▸ Requirements
Beginning with the first line below, please repeat the material exactly, ending with the line that includes "import React from".
++++++++++++++++++++
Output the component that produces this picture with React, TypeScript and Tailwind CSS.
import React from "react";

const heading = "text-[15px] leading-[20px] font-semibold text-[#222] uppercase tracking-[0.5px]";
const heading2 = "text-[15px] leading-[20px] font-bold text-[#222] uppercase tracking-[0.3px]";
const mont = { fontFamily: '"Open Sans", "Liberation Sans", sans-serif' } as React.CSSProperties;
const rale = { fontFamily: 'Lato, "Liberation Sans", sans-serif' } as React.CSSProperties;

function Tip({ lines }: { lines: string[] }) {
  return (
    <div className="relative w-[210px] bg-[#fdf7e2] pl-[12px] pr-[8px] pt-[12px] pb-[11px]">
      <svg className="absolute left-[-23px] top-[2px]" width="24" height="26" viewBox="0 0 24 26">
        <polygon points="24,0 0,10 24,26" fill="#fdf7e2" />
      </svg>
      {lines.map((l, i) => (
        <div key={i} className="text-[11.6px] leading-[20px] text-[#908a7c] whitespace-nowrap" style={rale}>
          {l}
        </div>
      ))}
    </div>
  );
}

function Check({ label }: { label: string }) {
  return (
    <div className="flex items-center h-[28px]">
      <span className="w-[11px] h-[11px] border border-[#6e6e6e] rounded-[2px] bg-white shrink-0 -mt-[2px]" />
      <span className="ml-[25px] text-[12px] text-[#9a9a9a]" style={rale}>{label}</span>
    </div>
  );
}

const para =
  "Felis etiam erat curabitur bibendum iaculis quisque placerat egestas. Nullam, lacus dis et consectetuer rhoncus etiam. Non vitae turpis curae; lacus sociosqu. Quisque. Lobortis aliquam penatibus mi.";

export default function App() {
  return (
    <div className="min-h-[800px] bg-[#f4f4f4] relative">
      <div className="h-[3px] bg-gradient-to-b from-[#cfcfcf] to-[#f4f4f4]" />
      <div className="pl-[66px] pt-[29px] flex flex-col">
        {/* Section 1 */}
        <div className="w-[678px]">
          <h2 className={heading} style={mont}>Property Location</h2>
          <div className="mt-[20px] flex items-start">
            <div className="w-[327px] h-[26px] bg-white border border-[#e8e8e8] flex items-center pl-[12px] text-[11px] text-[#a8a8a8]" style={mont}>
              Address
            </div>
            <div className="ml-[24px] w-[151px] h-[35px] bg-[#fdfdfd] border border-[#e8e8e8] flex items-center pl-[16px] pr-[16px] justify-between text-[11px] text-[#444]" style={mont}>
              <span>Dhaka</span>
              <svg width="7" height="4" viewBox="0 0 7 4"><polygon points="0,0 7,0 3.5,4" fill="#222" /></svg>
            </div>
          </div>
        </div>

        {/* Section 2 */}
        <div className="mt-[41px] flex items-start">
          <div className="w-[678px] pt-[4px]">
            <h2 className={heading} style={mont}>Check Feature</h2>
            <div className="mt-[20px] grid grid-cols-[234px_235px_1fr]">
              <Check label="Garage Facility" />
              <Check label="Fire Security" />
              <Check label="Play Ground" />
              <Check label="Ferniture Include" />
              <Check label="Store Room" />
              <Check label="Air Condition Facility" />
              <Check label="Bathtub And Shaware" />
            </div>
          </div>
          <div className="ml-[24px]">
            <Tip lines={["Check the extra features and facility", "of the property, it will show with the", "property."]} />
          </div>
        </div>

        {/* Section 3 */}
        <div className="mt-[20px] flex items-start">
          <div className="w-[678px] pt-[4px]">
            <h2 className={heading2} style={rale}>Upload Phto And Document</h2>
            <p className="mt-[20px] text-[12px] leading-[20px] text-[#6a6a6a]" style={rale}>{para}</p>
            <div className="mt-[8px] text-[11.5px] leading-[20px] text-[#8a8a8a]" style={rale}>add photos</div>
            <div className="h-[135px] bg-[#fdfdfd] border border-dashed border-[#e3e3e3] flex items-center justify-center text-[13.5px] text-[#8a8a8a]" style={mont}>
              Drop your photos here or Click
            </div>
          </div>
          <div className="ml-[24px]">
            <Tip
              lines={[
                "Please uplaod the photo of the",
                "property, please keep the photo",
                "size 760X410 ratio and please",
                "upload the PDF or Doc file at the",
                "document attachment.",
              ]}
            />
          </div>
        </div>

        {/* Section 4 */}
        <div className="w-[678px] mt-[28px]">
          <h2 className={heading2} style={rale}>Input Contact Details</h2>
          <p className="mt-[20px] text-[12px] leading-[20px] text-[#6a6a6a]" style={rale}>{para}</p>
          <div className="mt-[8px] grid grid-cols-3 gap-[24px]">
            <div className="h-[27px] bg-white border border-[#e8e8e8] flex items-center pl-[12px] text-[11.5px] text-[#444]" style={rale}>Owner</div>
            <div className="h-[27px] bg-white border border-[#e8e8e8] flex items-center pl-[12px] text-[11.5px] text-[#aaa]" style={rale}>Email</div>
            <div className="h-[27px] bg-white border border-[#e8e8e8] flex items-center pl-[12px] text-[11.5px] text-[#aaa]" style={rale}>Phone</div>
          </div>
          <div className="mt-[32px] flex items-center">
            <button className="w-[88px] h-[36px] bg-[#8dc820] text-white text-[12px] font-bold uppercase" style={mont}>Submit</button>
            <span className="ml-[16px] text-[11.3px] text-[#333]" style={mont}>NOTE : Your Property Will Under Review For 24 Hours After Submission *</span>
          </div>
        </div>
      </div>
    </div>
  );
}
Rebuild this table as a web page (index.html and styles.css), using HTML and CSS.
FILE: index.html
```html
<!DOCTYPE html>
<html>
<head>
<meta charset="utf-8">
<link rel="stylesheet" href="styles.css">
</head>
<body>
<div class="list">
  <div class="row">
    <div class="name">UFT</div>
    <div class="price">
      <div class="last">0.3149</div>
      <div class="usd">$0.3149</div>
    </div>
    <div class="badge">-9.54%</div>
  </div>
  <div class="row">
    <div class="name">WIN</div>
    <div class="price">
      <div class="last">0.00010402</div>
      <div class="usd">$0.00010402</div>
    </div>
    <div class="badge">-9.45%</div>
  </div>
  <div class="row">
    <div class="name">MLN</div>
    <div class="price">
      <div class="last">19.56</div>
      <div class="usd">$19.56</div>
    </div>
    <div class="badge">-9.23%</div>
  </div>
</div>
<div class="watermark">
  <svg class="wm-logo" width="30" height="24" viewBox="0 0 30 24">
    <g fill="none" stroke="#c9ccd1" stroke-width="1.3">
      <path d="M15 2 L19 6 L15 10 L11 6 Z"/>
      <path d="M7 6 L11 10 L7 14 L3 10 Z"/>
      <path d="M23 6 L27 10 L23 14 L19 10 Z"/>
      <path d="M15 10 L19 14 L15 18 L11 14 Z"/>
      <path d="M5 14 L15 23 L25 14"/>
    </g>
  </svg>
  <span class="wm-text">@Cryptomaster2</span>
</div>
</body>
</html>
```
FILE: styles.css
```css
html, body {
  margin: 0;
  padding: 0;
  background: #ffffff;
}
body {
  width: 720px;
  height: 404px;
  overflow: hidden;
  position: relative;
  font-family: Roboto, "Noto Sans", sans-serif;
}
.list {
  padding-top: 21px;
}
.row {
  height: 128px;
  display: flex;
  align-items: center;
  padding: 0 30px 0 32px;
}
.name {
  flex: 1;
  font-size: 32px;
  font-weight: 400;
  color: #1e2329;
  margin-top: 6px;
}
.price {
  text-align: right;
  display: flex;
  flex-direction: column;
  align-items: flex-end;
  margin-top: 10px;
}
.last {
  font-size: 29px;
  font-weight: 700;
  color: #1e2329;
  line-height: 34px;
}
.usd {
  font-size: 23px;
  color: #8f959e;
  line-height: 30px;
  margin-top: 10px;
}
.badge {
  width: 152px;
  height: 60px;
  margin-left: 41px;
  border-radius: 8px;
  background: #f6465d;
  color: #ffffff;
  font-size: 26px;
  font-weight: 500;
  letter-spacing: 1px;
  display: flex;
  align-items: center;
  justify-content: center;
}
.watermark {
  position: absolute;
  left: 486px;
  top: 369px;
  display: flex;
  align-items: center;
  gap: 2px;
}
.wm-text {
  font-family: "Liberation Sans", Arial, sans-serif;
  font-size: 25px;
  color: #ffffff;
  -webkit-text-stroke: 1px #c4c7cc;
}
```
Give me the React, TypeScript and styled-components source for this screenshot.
++++++++++++++++++++
▸ Right answer
Output the component that produces this picture with React, TypeScript and Tailwind CSS.
import React from "react";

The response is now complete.